The fact that Mr. Tom Watson has accepted the secretaryship of the Liverpool club – at a salary of £300 a year – proves that the Liverpudlians mean to leave no stone unturned to retain their position in the First Division; and that they started the season well by defeating the English Cup holders is synonymous with saying that genial Tom is sanguine of making his new team equal to, if not actually better than, the big local opposition in Anfield Road – Everton, the wealthiest club in the country. The growth of the game in Liverpool is startling, for it is not many years since the dribbling game was introduced into the Mersey port, and now that the two clubs are in the First Division, with such an organiser as Tom Watson at the head of the weaker team, the prospect of the English Cup or the League Championship going to Liverpool was never better. Mr. Watson’s first appointment was with Newcastle East End, but in 1887 he migrated to Sunderland, in whose service he remained until the commencement of the present season, when he accepted the offer of the Liverpool committee. His connection with the Wearside club brought the Northern team into the front rank, and although never fortunate enough to win the English Cup – not having yet reached the final – Watson’s old club has thrice won the League Championship.
(Tamworth Herald, 19-09-1896) 

It is rumoured that Mr. Tom Watson, the secretary and manager of the Liverpool Football Club, will take over the management of the Queen’s Park Rangers’ team, which next year will blossom forth as a strong professional team.

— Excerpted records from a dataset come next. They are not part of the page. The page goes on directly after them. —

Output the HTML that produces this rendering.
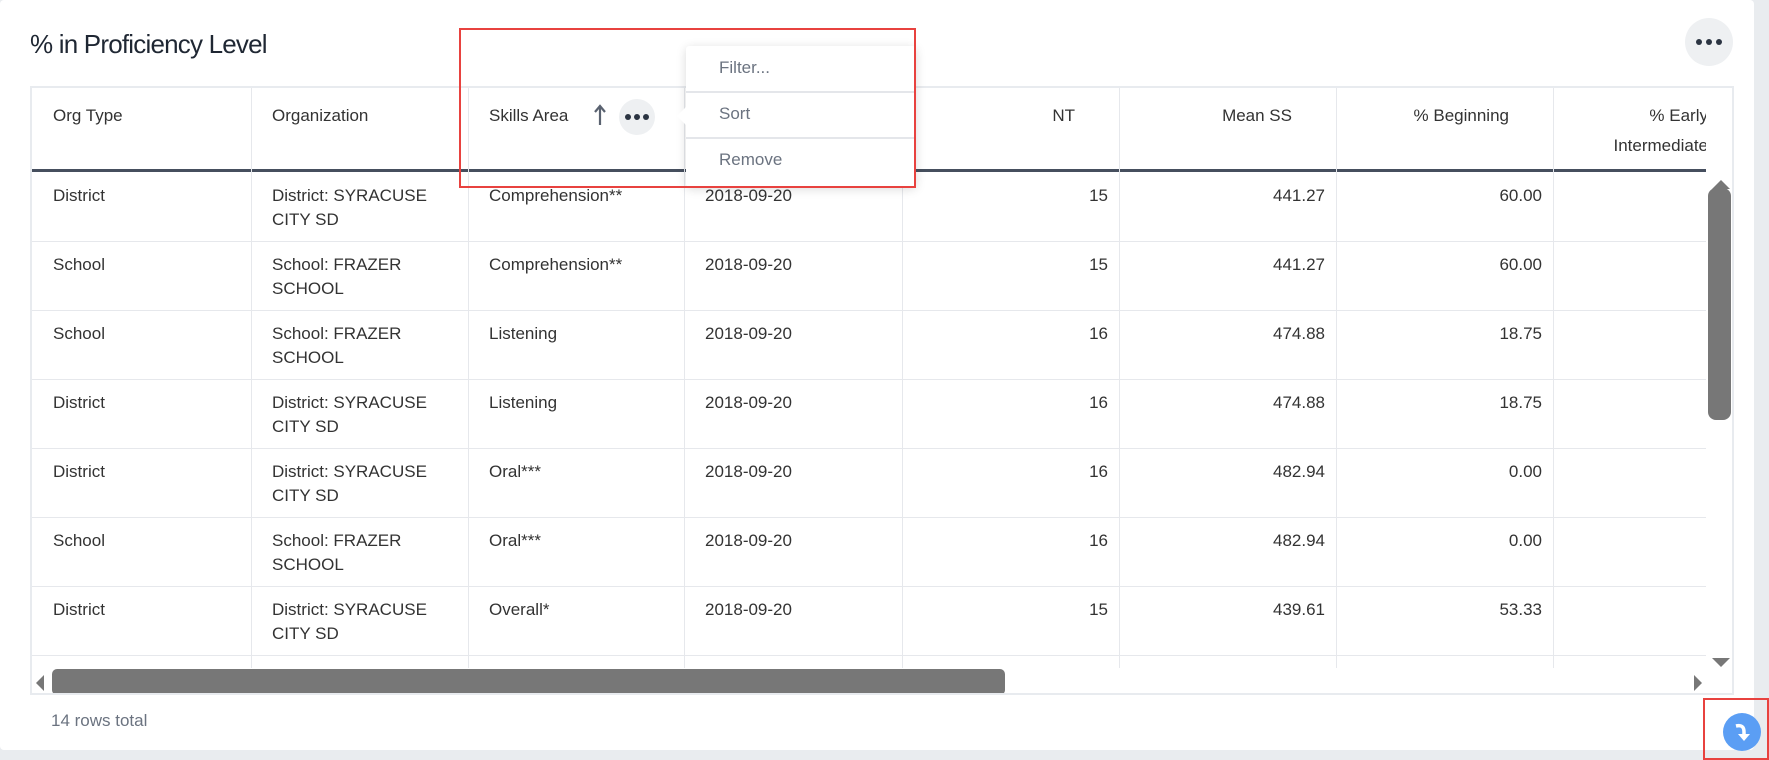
<!DOCTYPE html>
<html><head><meta charset="utf-8"><style>
*{box-sizing:border-box;margin:0;padding:0}
body{width:1769px;height:760px;background:#e9ecef;font-family:"Liberation Sans",sans-serif;position:relative;overflow:hidden;color:#333}
.card{position:absolute;left:0;top:0;width:1754px;height:750px;background:#fff;border-radius:4px}
.title{position:absolute;left:30px;top:29px;font-size:26px;color:#1f2733;letter-spacing:-0.8px}
.tbl{position:absolute;left:30px;top:86px;width:1704px;height:609px;border:2px solid #e8ebef;overflow:hidden}
.clip{position:absolute;left:0;top:0;width:1674px;height:580px;overflow:hidden}
.c{position:absolute;font-size:17px;line-height:24px;color:#333}
.vl{position:absolute;width:1px;background:#e6e8ec}
.hl{position:absolute;height:1px;background:#e6e8ec}
.r{text-align:right}
.menu{position:absolute;left:686px;top:46px;width:230px;height:141px;background:#fff;box-shadow:0 2px 10px rgba(0,0,0,.15);border-radius:3px}
.mi{position:absolute;left:33px;font-size:17px;color:#6b7380}
.dots{position:absolute;border-radius:50%;background:#eef0f2;display:flex;align-items:center;justify-content:center;gap:4px}
.dots i{display:block;width:6px;height:6px;border-radius:50%;background:#2b3442}
</style></head><body>
<div class="card"></div>
<div class="title">% in Proficiency Level</div>
<div class="dots" style="left:1685px;top:18px;width:48px;height:48px"><i></i><i></i><i></i></div>
<div class="tbl">
<div class="clip">
<div class="c" style="left:21px;top:16px">Org Type</div>
<div class="c" style="left:240px;top:16px">Organization</div>
<div class="c" style="left:457px;top:16px">Skills Area</div>
<svg style="position:absolute;left:561px;top:16px" width="14" height="22" viewBox="0 0 14 22"><path d="M7 2 L7 21 M2 8 L7 2 L12 8" stroke="#5a6270" stroke-width="2.2" fill="none"/></svg>
<div class="dots" style="left:587px;top:11px;width:36px;height:36px;gap:3px"><i></i><i></i><i></i></div>
<div class="c r" style="left:870px;width:173px;top:16px">NT</div>
<div class="c r" style="left:1087px;width:173px;top:16px">Mean SS</div>
<div class="c r" style="left:1304px;width:173px;top:16px">% Beginning</div>
<div class="c r" style="left:1521px;width:155px;top:13px;line-height:30px;white-space:nowrap">% Early<br>Intermediate</div>
<div style="position:absolute;left:0;top:81px;width:1674px;height:3px;background:#464f5e"></div>
<div class="vl" style="left:219px;top:0;height:580px"></div>
<div class="vl" style="left:436px;top:0;height:580px"></div>
<div class="vl" style="left:652px;top:0;height:580px"></div>
<div class="vl" style="left:870px;top:0;height:580px"></div>
<div class="vl" style="left:1087px;top:0;height:580px"></div>
<div class="vl" style="left:1304px;top:0;height:580px"></div>
<div class="vl" style="left:1521px;top:0;height:580px"></div>
<div class="hl" style="left:0;top:153px;width:1674px"></div>
<div class="hl" style="left:0;top:222px;width:1674px"></div>
<div class="hl" style="left:0;top:291px;width:1674px"></div>
<div class="hl" style="left:0;top:360px;width:1674px"></div>
<div class="hl" style="left:0;top:429px;width:1674px"></div>
<div class="hl" style="left:0;top:498px;width:1674px"></div>
<div class="hl" style="left:0;top:567px;width:1674px"></div>

<div class="c" style="left:21px;top:96px">District</div><div class="c" style="left:240px;top:96px">District: SYRACUSE<br>CITY SD</div><div class="c" style="left:457px;top:96px">Comprehension**</div><div class="c" style="left:673px;top:96px">2018-09-20</div><div class="c r" style="left:870px;width:206px;top:96px">15</div><div class="c r" style="left:1087px;width:206px;top:96px">441.27</div><div class="c r" style="left:1304px;width:206px;top:96px">60.00</div>

<div class="c" style="left:21px;top:165px">School</div><div class="c" style="left:240px;top:165px">School: FRAZER<br>SCHOOL</div><div class="c" style="left:457px;top:165px">Comprehension**</div><div class="c" style="left:673px;top:165px">2018-09-20</div><div class="c r" style="left:870px;width:206px;top:165px">15</div><div class="c r" style="left:1087px;width:206px;top:165px">441.27</div><div class="c r" style="left:1304px;width:206px;top:165px">60.00</div>

<div class="c" style="left:21px;top:234px">School</div><div class="c" style="left:240px;top:234px">School: FRAZER<br>SCHOOL</div><div class="c" style="left:457px;top:234px">Listening</div><div class="c" style="left:673px;top:234px">2018-09-20</div><div class="c r" style="left:870px;width:206px;top:234px">16</div><div class="c r" style="left:1087px;width:206px;top:234px">474.88</div><div class="c r" style="left:1304px;width:206px;top:234px">18.75</div>

<div class="c" style="left:21px;top:303px">District</div><div class="c" style="left:240px;top:303px">District: SYRACUSE<br>CITY SD</div><div class="c" style="left:457px;top:303px">Listening</div><div class="c" style="left:673px;top:303px">2018-09-20</div><div class="c r" style="left:870px;width:206px;top:303px">16</div><div class="c r" style="left:1087px;width:206px;top:303px">474.88</div><div class="c r" style="left:1304px;width:206px;top:303px">18.75</div>

<div class="c" style="left:21px;top:372px">District</div><div class="c" style="left:240px;top:372px">District: SYRACUSE<br>CITY SD</div><div class="c" style="left:457px;top:372px">Oral***</div><div class="c" style="left:673px;top:372px">2018-09-20</div><div class="c r" style="left:870px;width:206px;top:372px">16</div><div class="c r" style="left:1087px;width:206px;top:372px">482.94</div><div class="c r" style="left:1304px;width:206px;top:372px">0.00</div>

<div class="c" style="left:21px;top:441px">School</div><div class="c" style="left:240px;top:441px">School: FRAZER<br>SCHOOL</div><div class="c" style="left:457px;top:441px">Oral***</div><div class="c" style="left:673px;top:441px">2018-09-20</div><div class="c r" style="left:870px;width:206px;top:441px">16</div><div class="c r" style="left:1087px;width:206px;top:441px">482.94</div><div class="c r" style="left:1304px;width:206px;top:441px">0.00</div>

<div class="c" style="left:21px;top:510px">District</div><div class="c" style="left:240px;top:510px">District: SYRACUSE<br>CITY SD</div><div class="c" style="left:457px;top:510px">Overall*</div><div class="c" style="left:673px;top:510px">2018-09-20</div><div class="c r" style="left:870px;width:206px;top:510px">15</div><div class="c r" style="left:1087px;width:206px;top:510px">439.61</div><div class="c r" style="left:1304px;width:206px;top:510px">53.33</div>
</div>
<div style="position:absolute;left:1674px;top:84px;width:28px;height:496px;background:#fff"></div>
<div style="position:absolute;left:1680px;top:92px;width:0;height:0;border-left:9px solid transparent;border-right:9px solid transparent;border-bottom:9px solid #777"></div>
<div style="position:absolute;left:1676px;top:100px;width:23px;height:232px;background:#777;border-radius:8px"></div>
<div style="position:absolute;left:1680px;top:570px;width:0;height:0;border-left:9px solid transparent;border-right:9px solid transparent;border-top:9px solid #777"></div>
<div style="position:absolute;left:4px;top:587px;width:0;height:0;border-top:8px solid transparent;border-bottom:8px solid transparent;border-right:8px solid #777"></div>
<div style="position:absolute;left:20px;top:581px;width:953px;height:26px;background:#777;border-radius:5px"></div>
<div style="position:absolute;left:1662px;top:587px;width:0;height:0;border-top:8px solid transparent;border-bottom:8px solid transparent;border-left:8px solid #777"></div>
</div>
<div style="position:absolute;left:51px;top:711px;font-size:17px;color:#6b7380">14 rows total</div>
<div class="menu">
<div class="mi" style="top:12px">Filter...</div>
<div style="position:absolute;left:0;top:45px;width:230px;height:2px;background:#e4e6ea"></div>
<div class="mi" style="top:58px">Sort</div>
<div style="position:absolute;left:0;top:91px;width:230px;height:2px;background:#e4e6ea"></div>
<div class="mi" style="top:104px">Remove</div>
<div style="position:absolute;left:-9px;top:60px;width:0;height:0;border-top:10px solid transparent;border-bottom:10px solid transparent;border-right:10px solid #fff"></div>
</div>
<div style="position:absolute;left:459px;top:28px;width:457px;height:160px;border:2px solid #e8423f"></div>
<div style="position:absolute;left:1723px;top:713px;width:38px;height:38px;border-radius:50%;background:#5b9ef4"></div>
<svg style="position:absolute;left:1723px;top:713px" width="38" height="38" viewBox="0 0 38 38"><path d="M13 13 Q21 11 21 19 L21 22" stroke="#fff" stroke-width="3.5" fill="none"/><path d="M15 21 L27 21 L21 28 Z" fill="#fff"/></svg>
<div style="position:absolute;left:1703px;top:698px;width:66px;height:62px;border:2px solid #e8423f"></div>
</body></html>
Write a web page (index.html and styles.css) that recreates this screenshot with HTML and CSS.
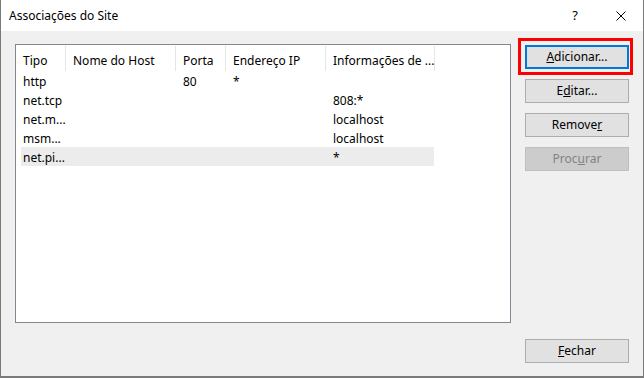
FILE: index.html
```html
<!DOCTYPE html>
<html lang="pt">
<head>
    <meta charset="utf-8">
    <title>Associações do Site</title>
    <link rel="stylesheet" href="styles.css">
</head>
<body>
    <div class="window">
        <div class="titlebar">
            <span class="title">Associações do Site</span>
            <span class="caption help">?</span>
            <span class="caption close">
                <svg width="10" height="10" viewBox="0 0 10 10"><path d="M0.5 0.5 L9.5 9.5 M9.5 0.5 L0.5 9.5" stroke="#000" stroke-width="1" fill="none"/></svg>
            </span>
        </div>

        <div class="content">
            <div class="listview">
                <div class="header">
                    <div class="col c1">Tipo</div>
                    <div class="col c2">Nome do Host</div>
                    <div class="col c3">Porta</div>
                    <div class="col c4">Endereço IP</div>
                    <div class="col c5">Informações de ...</div>
                </div>
                <div class="row">
                    <div class="cell c1">http</div>
                    <div class="cell c2"></div>
                    <div class="cell c3">80</div>
                    <div class="cell c4">*</div>
                    <div class="cell c5"></div>
                </div>
                <div class="row">
                    <div class="cell c1">net.tcp</div>
                    <div class="cell c2"></div>
                    <div class="cell c3"></div>
                    <div class="cell c4"></div>
                    <div class="cell c5">808:*</div>
                </div>
                <div class="row">
                    <div class="cell c1">net.m...</div>
                    <div class="cell c2"></div>
                    <div class="cell c3"></div>
                    <div class="cell c4"></div>
                    <div class="cell c5">localhost</div>
                </div>
                <div class="row">
                    <div class="cell c1">msm...</div>
                    <div class="cell c2"></div>
                    <div class="cell c3"></div>
                    <div class="cell c4"></div>
                    <div class="cell c5">localhost</div>
                </div>
                <div class="row selected">
                    <div class="cell c1">net.pi...</div>
                    <div class="cell c2"></div>
                    <div class="cell c3"></div>
                    <div class="cell c4"></div>
                    <div class="cell c5">*</div>
                </div>
            </div>

            <div class="buttons">
                <button class="btn default marked"><u>A</u>dicionar...</button>
                <button class="btn">E<u>d</u>itar...</button>
                <button class="btn">Remove<u>r</u></button>
                <button class="btn" disabled>Proc<u>u</u>rar</button>
                <button class="btn close-btn"><u>F</u>echar</button>
            </div>
        </div>
    </div>
</body>
</html>
```

FILE: styles.css
```css
html, body { margin: 0; padding: 0; }
body { width: 644px; height: 378px; background-color: #fff; font-family: "Noto Sans", "Open Sans", sans-serif; font-size: 12px; color: #000; overflow: hidden; }

.window { box-sizing: border-box; width: 644px; height: 378px; border: solid 1px #7a7a7a; border-top: none; border-bottom-width: 2px; display: flex; flex-direction: column; background-color: #f0f0f0; }

.titlebar { height: 31px; background-color: #fff; display: flex; align-items: center; flex-shrink: 0; }
.title { flex: 1; padding-left: 8px; padding-bottom: 1px; }
.caption { width: 46px; height: 31px; display: flex; align-items: center; justify-content: center; }
.help { font-size: 13px; padding-bottom: 2px; padding-right: 2px; box-sizing: border-box; }
.close { width: 44px; }

.content { flex: 1; display: flex; padding: 13px 13px 13px 14px; }

.listview { box-sizing: border-box; width: 496px; height: 279px; border: solid 1px #828790; background-color: #fff; }

.header { display: flex; height: 26px; }
.header .col { box-sizing: border-box; padding: 2px 0 0 7px; line-height: 26px; white-space: nowrap; overflow: hidden; border-right: solid 1px #e5e5e5; margin: 1px 0 0 0; height: 25px; }
.header .c1 { width: 50px; }
.header .c2 { width: 110px; }
.header .c3 { width: 50px; }
.header .c4 { width: 100px; }
.header .c5 { width: 109px; }

.row { display: flex; height: 19px; margin-left: 5px; width: 413px; line-height: 19px; }
.row.selected { background-color: #ececec; }
.cell { box-sizing: border-box; white-space: nowrap; overflow: hidden; padding-top: 1px; }
.row .c1 { width: 45px; padding-left: 2px; }
.row .c2 { width: 110px; }
.row .c3 { width: 50px; padding-left: 7px; }
.row .c4 { width: 100px; padding-left: 7px; }
.row .c5 { width: 108px; padding-left: 7px; }

.buttons { display: flex; flex-direction: column; margin-left: 14px; padding-top: 1px; gap: 10px; }
.btn { box-sizing: border-box; width: 104px; height: 24px; padding: 0 0 1px 0; border: solid 1px #adadad; background-color: #e1e1e1; font-family: "Noto Sans", "Open Sans", sans-serif; font-size: 12px; color: #000; }
.btn.default { border: solid 2px #0078d7; }
.btn:disabled { background-color: #cccccc; border-color: #bfbfbf; color: #838383; }
.btn.close-btn { margin-top: auto; }
.marked { position: relative; }
.marked::after { content: ""; position: absolute; left: -9px; top: -9px; right: -6px; bottom: -8px; border: solid 3px #f00; }
```
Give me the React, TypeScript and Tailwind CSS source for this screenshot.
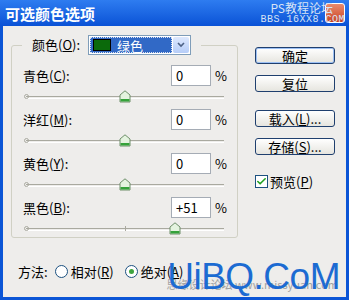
import { Check } from "lucide-react";

const rows = [
  { label: "青色", key: "C", value: "0", pos: 0 },
  { label: "洋红", key: "M", value: "0", pos: 0 },
  { label: "黄色", key: "Y", value: "0", pos: 0 },
  { label: "黑色", key: "B", value: "+51", pos: 51 },
];

const buttons = [
  { label: "确定", focus: true },
  { label: "复位" },
  { label: "载入(", key: "L", tail: ")..." },
  { label: "存储(", key: "S", tail: ")..." },
];

function Thumb() {
  return (
    <svg width="12" height="13" viewBox="0 0 12 13" className="block">
      <path d="M1 5 L6 0.8 L11 5 L11 12 L1 12 Z" fill="#e4f3df" stroke="#6f8f6a" />
      <rect x="1.5" y="9" width="9" height="2.5" fill="#35a23a" />
    </svg>
  );
}

function Slider({ pos }: { pos: number }) {
  return (
    <div className="relative ml-[14px] mt-[10px] h-[3px] w-[198px] border-t border-[#a9a99f] border-b border-b-white">
      <span className="absolute -left-[2px] -top-[3px] h-[5px] w-[5px] rounded-full border border-[#a9a99f]" />
      {pos !== 0 && (
        <span className="absolute left-1/2 -top-[3px] h-[5px] w-[1px] bg-[#a9a99f]" />
      )}
      <span
        className="absolute -top-[7px]"
        style={{ left: `calc(${50 + pos / 2}% - 6px)` }}
      >
        <Thumb />
      </span>
    </div>
  );
}

export default function App() {
  return (
    <div
      className="flex h-[300px] w-[349px] flex-col bg-[#0b55d6] text-[13px] text-black"
      style={{ fontFamily: '"Noto Sans CJK SC", "Liberation Sans", sans-serif' }}
    >
      {/* title bar */}
      <div className="relative flex h-[26px] items-center bg-gradient-to-b from-[#2e7cf0] to-[#0a52d6] pl-[5px]">
        <span className="text-[15px] font-bold leading-none text-white">可选颜色选项</span>
        <span className="absolute right-[4px] top-[3px] h-[20px] w-[20px] rounded-[3px] border border-white bg-gradient-to-b from-[#e98b6e] to-[#c9401d]" />
        <div className="absolute right-[4px] top-[2px] flex flex-col items-end leading-none text-[#d8e4f5]">
          <span className="mr-[12px] text-[12px]" style={{ fontFamily: '"Noto Sans CJK SC", serif' }}>PS教程论坛</span>
          <span className="mt-[1px] text-[10px] tracking-[0.5px]" style={{ fontFamily: '"Liberation Mono", monospace' }}>BBS.16XX8.COM</span>
        </div>
      </div>

      {/* body */}
      <div className="relative mx-[3px] mb-[3px] flex-1 bg-[#eeedeb]">
        <div className="flex pl-[8px] pt-[9px]">
          <fieldset className="h-[203px] w-[227px] rounded-[3px] border border-[#d0d0c4] px-0 pb-0">
            <legend className="ml-[10px] flex items-center px-[10px]">
              <span className="mr-[8px]">
                颜色(<span className="underline">O</span>):
              </span>
              <div className="flex h-[20px] w-[103px] items-center border border-[#7f9db9] bg-white p-[1px]">
                <div className="flex h-full flex-1 items-center border border-dotted border-[#d8e0f0] bg-[#3169c6] pl-[2px] text-white">
                  <span className="h-[12px] w-[18px] border border-black bg-[#0b6a0b]" />
                  <span className="ml-[6px] leading-none">绿色</span>
                </div>
                <div className="ml-[1px] flex h-full w-[16px] items-center justify-center rounded-[2px] bg-gradient-to-b from-[#dde8fd] to-[#b6cdf8]">
                  <svg width="8" height="6" viewBox="0 0 8 6">
                    <path d="M1 1 L4 4 L7 1" fill="none" stroke="#4d6185" strokeWidth="1.6" />
                  </svg>
                </div>
              </div>
            </legend>
            <div className="flex flex-col pt-[10px]">
              {rows.map((r) => (
                <div key={r.key} className="flex h-[44px] flex-col">
                  <div className="flex h-[21px] items-center">
                    <span className="ml-[11px] w-[148px]">
                      {r.label}(<span className="underline">{r.key}</span>):
                    </span>
                    <div className="flex h-[21px] w-[40px] items-center border border-[#a5acb5] bg-white pl-[4px]">
                      {r.value}
                    </div>
                    <span className="ml-[4px]">%</span>
                  </div>
                  <Slider pos={r.pos} />
                </div>
              ))}
            </div>
          </fieldset>

          <div className="ml-[17px] flex flex-col pt-[12px]">
            {buttons.map((b, i) => (
              <button
                key={b.label}
                className={`flex h-[17px] w-[80px] items-center justify-center rounded-[3px] border border-[#1f3f6e] bg-gradient-to-b from-white to-[#e6e5df] leading-none ${
                  b.focus ? "shadow-[inset_0_0_0_1px_#9cc0f4]" : ""
                } ${i === 1 ? "mt-[11px]" : i === 2 ? "mt-[18px]" : i === 3 ? "mt-[11px]" : ""}`}
              >
                {b.label}
                {b.key && <span className="underline">{b.key}</span>}
                {b.tail}
              </button>
            ))}
            <div className="mt-[17px] flex items-center">
              <span className="flex h-[13px] w-[13px] items-center justify-center border border-[#1c5180] bg-white">
                <Check size={11} strokeWidth={3.5} color="#21a121" />
              </span>
              <span className="ml-[2px]">
                预览(<span className="underline">P</span>)
              </span>
            </div>
          </div>
        </div>

        <div className="ml-[15px] mt-[24px] flex items-center">
          <span>方法:</span>
          <span className="ml-[7px] h-[13px] w-[13px] rounded-full border border-[#1c5180] bg-white" />
          <span className="ml-[3px]">
            相对(<span className="underline">R</span>)
          </span>
          <span className="ml-[11px] flex h-[13px] w-[13px] items-center justify-center rounded-full border border-[#1c5180] bg-white">
            <span className="h-[5px] w-[5px] rounded-full bg-[#3ea43e]" />
          </span>
          <span className="ml-[3px]">
            绝对(<span className="underline">A</span>)
          </span>
        </div>

        {/* watermark */}
        <span className="absolute bottom-[7px] right-[8px] text-[11px] leading-none text-[#a0a0a0]">
          思缘设计论坛 www.missyuan.com
        </span>
        <span
          className="absolute bottom-[2px] right-[6px] text-[37px] leading-none tracking-[-0.5px] text-[#1c6bd2]"
          style={{ fontFamily: '"Liberation Sans", sans-serif' }}
        >
          UiBQ.CoM
        </span>
      </div>
    </div>
  );
}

(Coventry Evening Telegraph, 02-03-1899)

Sunderland v Aston Villa, Newcastle Road 1893/94 - Tom Watson in the centre of the image wearing the cap
Sunderland v Aston Villa, Newcastle Road 1893/94 – Tom Watson in the centre of the image wearing the cap

HUNTING FOR MEN:
A SECRETARY’S EXPERIENCES
By Tom Watson (Secretary Liverpool Football Club)

Those of my readers who expect to find “Hunting for men” a vivid account of an exciting cross country run with, say, the Quorn Hunt, and a kill at the finish, will be disappointed. I am no Nimrod. I have never ridden to hounds, and I can offer them no hints on how to clear a five barred gate, and leap the stream instead of ignobly swimming through, in pursuit of a flying fox. My “Hunting for Men” has been that of a football secretary.

ANXIOUS TO SECURE THE BEST KICKERS FOR HIS CLUB
And if some people think the sport inferior in interest and excitement to chasing a fox, that is because they have not gone through what I have experienced, or they would hold a very different opinion. The professional footballer is nobler quarry than Reynard – more resourceful in his efforts to throw the pursuer off the scent, more dangerous when brought to bay. I feel myself a very Othello in adventures. I may not have been called on to seek the babble reputation at the cannon’s mouth, but I HAVE ASSUREDLY HAD MANY HAIR BREADTH ESCAPES by flood and field; and now that my occupation is gone – I mean the dangerous part of it – I sometimes wonder how I managed to survive them all. The contrast between then and now is great indeed. Now a football secretary can sit at home at ease and negotiate peaceably for the players he wants. He has now need to cross the Border for a single player. He can get them from his own fireside.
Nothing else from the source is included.